Allahabad High Court

State Of U.P. vs Kamlesh @ Guddu Mishra And 3 Ors. on 2 January, 2020

Equivalent citations: AIRONLINE 2020 ALL 69

Author: Pritinker Diwaker

Bench: Pritinker Diwaker, Dinesh Pathak





HIGH COURT OF JUDICATURE AT ALLAHABAD
 
 

Court No.48
 

 
Government Appeal Defective No.155 of 2019
 

 
State of Uttar Pradesh					---- Appellant 
 
Vs 
 
1. Kamlesh @ Guddu Mishra
 
2. Udaiveer @ Baba Yadav
 
3. Virendra Yadav
 
4. Pinki @ Saurabh				       ---- Respondents
 

 
	For Appellant 	: 		Sri Amit Sinha, AGA
 
	For Respondents 	: 		None
 

 
Hon'ble Pritinker Diwaker, J.
 

Hon'ble Dinesh Pathak, J.

Per: Pritinker Diwaker, J.

(2.1.2020) Delay in filing the State Appeal is condoned.

2. Heard on admission.

3. Challenge in this appeal is to the common judgment and order dated 17.10.2018 passed by the 1st Additional District & Sessions Judge, Etawah in Sessions Trial Nos.61 of 2012, 349 of 2012 and 62 of 2012, acquitting all the accused-respondents under Sections 147, 148, 302/149 of IPC and Section 7 of Criminal Law Amendment Act and further acquitting accused-respondent Kamlesh @ Guddu Mishra under Section 25/27 of the Arms Act.

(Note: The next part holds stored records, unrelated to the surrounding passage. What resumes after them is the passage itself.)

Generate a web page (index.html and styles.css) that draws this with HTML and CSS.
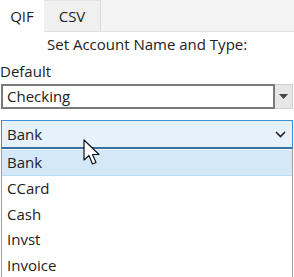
FILE: index.html
```html
<!DOCTYPE html>
<html>
<head>
<meta charset="utf-8">
<link rel="stylesheet" href="styles.css">
</head>
<body>
<div class="panel">
  <div class="tabs">
    <div class="tab active">QIF</div>
    <div class="tab">CSV</div>
    <div class="tab-fill"></div>
  </div>
  <div class="title">Set Account Name and Type:</div>
  <div class="label">Default</div>
  <div class="combo">
    <div class="combo-text">Checking</div>
    <div class="combo-btn">
      <svg width="9" height="5" viewBox="0 0 9 5"><path d="M0 0H9L4.5 5Z" fill="#444"/></svg>
    </div>
  </div>
  <div class="select">
    <span>Bank</span>
    <svg class="chev" width="11" height="7" viewBox="0 0 11 7"><path d="M1 1L5.5 5.5L10 1" fill="none" stroke="#222" stroke-width="1.6"/></svg>
  </div>
  <div class="list">
    <div class="item selected">Bank</div>
    <div class="item">CCard</div>
    <div class="item">Cash</div>
    <div class="item">Invst</div>
    <div class="item">Invoice</div>
  </div>
  <svg class="cursor" width="20" height="28" viewBox="0 0 20 28">
    <path d="M1 1V21L6 16.5L9.5 25L13 23.5L9.5 15.5H16Z" fill="#fff" stroke="#111" stroke-width="1.2" stroke-linejoin="round"/>
  </svg>
</div>
</body>
</html>
```
FILE: styles.css
```css
html, body {
  margin: 0;
  padding: 0;
  background: #fff;
}
.panel {
  position: relative;
  width: 294px;
  height: 277px;
  overflow: hidden;
  font-family: "Open Sans", "Noto Sans", sans-serif;
  font-size: 15px;
  color: #222;
}
.tabs {
  display: flex;
  height: 31px;
  background: #f0f0f0;
  border-bottom: 1px solid #e0e0e0;
}
.tab {
  display: flex;
  align-items: center;
  justify-content: center;
  height: 31px;
  box-sizing: border-box;
}
.tab.active {
  width: 44px;
  background: #fff;
  height: 32px;
}
.tab:not(.active) {
  width: 57px;
  background: #f0f0f0;
  border-right: 1px solid #dadada;
  border-top: 1px solid #e4e4e4;
}
.tab-fill {
  flex: 1;
  background: #f3f3f3;
}
.title {
  margin: 2px 0 0 47px;
  height: 21px;
  line-height: 21px;
}
.label {
  margin-top: 6px;
  height: 21px;
  line-height: 21px;
}
.combo {
  display: flex;
  margin: 2px 1px 0 1px;
  height: 25px;
}
.combo-text {
  flex: 1;
  border: 2px solid #7a7a7a;
  padding-left: 4px;
  line-height: 21px;
  background: #fff;
}
.combo-btn {
  width: 17px;
  background: #e6e6e6;
  border: 1px solid #d0d0d0;
  border-left: none;
  display: flex;
  align-items: center;
  justify-content: center;
}
.select {
  display: flex;
  align-items: center;
  justify-content: space-between;
  margin: 11px 1px 0 1px;
  height: 29px;
  box-sizing: border-box;
  border: 1px solid #3d8fd9;
  border-bottom: 2px solid #3b6f9f;
  background: #e5f1fb;
  padding: 0 6px 0 5px;
}
.list {
  margin: 0 1px 0 1px;
  border-left: 1px solid #a0a0a0;
  border-right: 1px solid #a0a0a0;
  padding-top: 1px;
  height: 140px;
}
.item {
  height: 25.5px;
  line-height: 25px;
  padding-left: 5px;
}
.item.selected {
  background: #d5e8f8;
  border-bottom: 1px solid #bcdcf4;
  height: 26px;
  box-sizing: border-box;
}
.cursor {
  position: absolute;
  left: 83px;
  top: 139px;
}
```
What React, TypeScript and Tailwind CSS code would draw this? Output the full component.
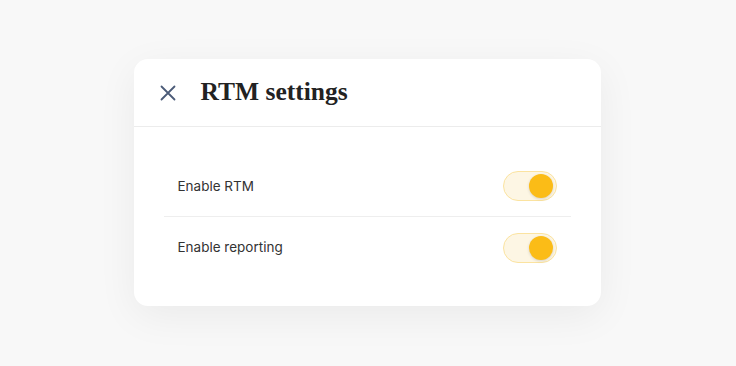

4. Brief facts of the instant case are that on 13.9.2011 at about 6.00 pm, deceased Shree Krishna and Jitendra were subjected to gun shot injuries, resulting their instantaneous death. The incident is said to have been witnessed by (PW-1) Smt. Shanti Devi, wife of deceased Shree Krishna and (PW-2) Smt. Santoshi Devi, wife of second deceased-Jitendra. On the basis of written report Ex.Ka.1, lodged by (PW-1) Smt. Shanti Devi, FIR Ex.Ka.14 was registered on 13.9.2011 at 7:45 pm against all the accused persons. Inquests on the dead bodies were conducted vide Ex.Ka.9 (Shree Krishna) and Ex.Ka.4 (Jitendra) and the bodies were sent for postmortem which were conducted, vide Ex.Ka.2 (Shree Krishna) and Ex.Ka.3 (Jitendra) by (PW-3) Dr K S Bhadauriya.

5. While framing charge, learned trial Judge has framed charge against accused Kamlesh @ Guddu Mishra under Sections 147, 148, 302/149 of IPC and Section 7 of Criminal Law Amendment Act. Likewise, against accused Udaiveer @ Baba, Virendra Yadav and Pinki @ Saurabh, learned trial Judge has framed charge under Sections 147, 148, 302/149 of IPC and Section 7 of Criminal Law Amendment Act. Accused Kamlesh @ Guddu Mishra was also tried under Section 25/27 of the Arms Act.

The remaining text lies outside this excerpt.